The first guidance that came out from the DEA on the new program was August 12, 2016, “about a month after I really started to dig into it and formed my company to do this, to grow for research purposes,” Hodgin said, “So we’ve been at it three and a half years waiting for something like this.”
BRC ended up being among the first applicant pool that filed in early 2017 for approval and is still waiting to this day.
“We’ve already been sort of considered as refiled. When they released this new guidance they did two things. First, they said here are the rules more or less on how we will evaluate people and how the system will work. Then If you don’t like that we will refund you your money. Or if the Farm Bill made you legal we’ll refund your money,” Hodgin said.
But that fee is only about $3,000, which is essentially pennies when you consider how much it costs to run a fully DEA compliant facility. So far BRC has raised and spent almost $4 million. The reason they had to spend so much is that unlike a state in the legal marketplace where you might file a plan on paper for approval, the DEA requires your full buildout to be constructed at the time of potential licensing.
“The DEA works the opposite [from the legal market],” Hodgin said. “The DEA says to build your facility, put in your application, install your security cameras, hire your team, do your standard operating procedures, and at the end of that we’ll come out and check it out.

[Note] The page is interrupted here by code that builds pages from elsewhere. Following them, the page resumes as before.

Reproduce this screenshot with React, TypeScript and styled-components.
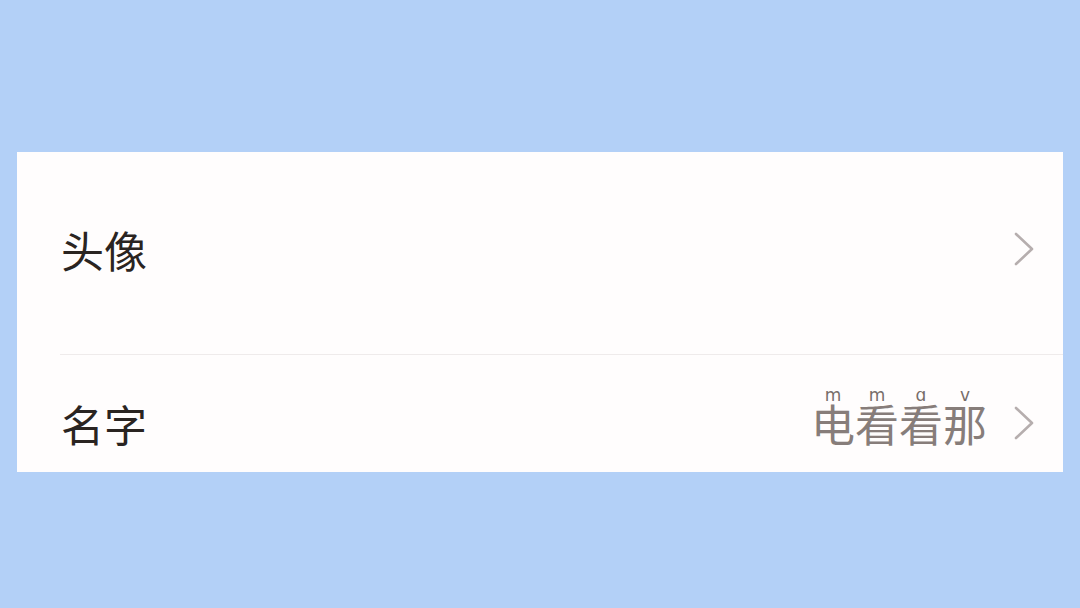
import styled, { createGlobalStyle } from 'styled-components';

const GlobalStyle = createGlobalStyle`
  html, body {
    margin: 0;
    padding: 0;
    background: #b3d0f7;
  }
  body {
    font-family: "Noto Sans CJK SC", "Noto Sans", sans-serif;
  }
`;

const Page = styled.div`
  width: 1080px;
  height: 608px;
  box-sizing: border-box;
  padding: 152px 17px 0;
  background: #b3d0f7;
`;

const Panel = styled.div`
  height: 320px;
  background: #fffdfd;
  overflow: hidden;
  display: flex;
  flex-direction: column;
`;

const Row = styled.div<{ height: number }>`
  height: ${(p) => p.height}px;
  flex-shrink: 0;
  display: flex;
  align-items: center;
  padding: 0 28px 8px 44px;
  box-sizing: border-box;
`;

const Label = styled.span`
  flex: 1;
  font-size: 43px;
  color: #2a2421;
  line-height: 1;
`;

const Value = styled.span`
  display: inline-flex;
  align-items: flex-end;
  padding-bottom: 14px;
  margin-right: 26px;
`;

const Cell = styled.span`
  display: inline-flex;
  flex-direction: column;
  align-items: center;
`;

const Pinyin = styled.span`
  font-family: "DejaVu Sans", sans-serif;
  font-size: 17px;
  line-height: 17px;
  height: 17px;
  margin-bottom: -3px;
  color: #776d6a;
`;

const Char = styled.span`
  font-size: 44px;
  line-height: 1;
  color: #877d7a;
`;

const Divider = styled.div`
  height: 1px;
  margin-left: 43px;
  background: #efebeb;
  flex-shrink: 0;
`;

const Chevron = () => (
  <svg width="22" height="34" viewBox="0 0 22 34" fill="none">
    <path
      d="M3 2 L19 17 L3 32"
      stroke="#b6aeae"
      strokeWidth="2.6"
      strokeLinecap="round"
      strokeLinejoin="round"
    />
  </svg>
);

const nameChars: [string, string][] = [
  ['电', 'm'],
  ['看', 'm'],
  ['看', 'ɑ'],
  ['那', 'v'],
];

export default function App() {
  return (
    <Page>
      <GlobalStyle />
      <Panel>
        <Row height={202}>
          <Label>头像</Label>
          <Chevron />
        </Row>
        <Divider />
        <Row height={144}>
          <Label>名字</Label>
          <Value>
            {nameChars.map(([ch, py], i) => (
              <Cell key={i}>
                <Pinyin>{py}</Pinyin>
                <Char>{ch}</Char>
              </Cell>
            ))}
          </Value>
          <Chevron />
        </Row>
      </Panel>
    </Page>
  );
}
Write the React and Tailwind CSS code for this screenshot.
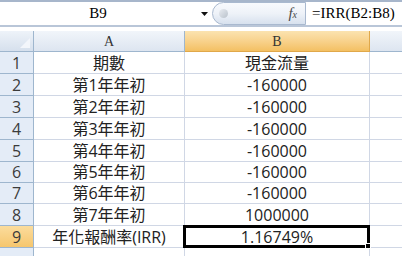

If we like it you pass and if not, so sorry.”
Hodgin called the process a nightmare. He’s had his team and facility ready to go for over three years. About $100,000 a year goes into just holding on to the empty space he already built out.
BRC could take part in California’s booming, and now essential, cannabis industry. But the Feds have warned in both writing and in conversation that nobody will be dipping their toes into both sides of the pool. “You have to pick one or the other. You can’t say I’m a state operator trying to go for the federal game or the other way around.”
Hodgin could fire up his lights tomorrow, “but we know that would jeopardize of efforts with the DEA.”
Hodgin says this all hurts because they’re losing out on a couple of thousand bucks a day as a company, but assured the real tragedy is what is happening in the delays for research around things like epilepsy.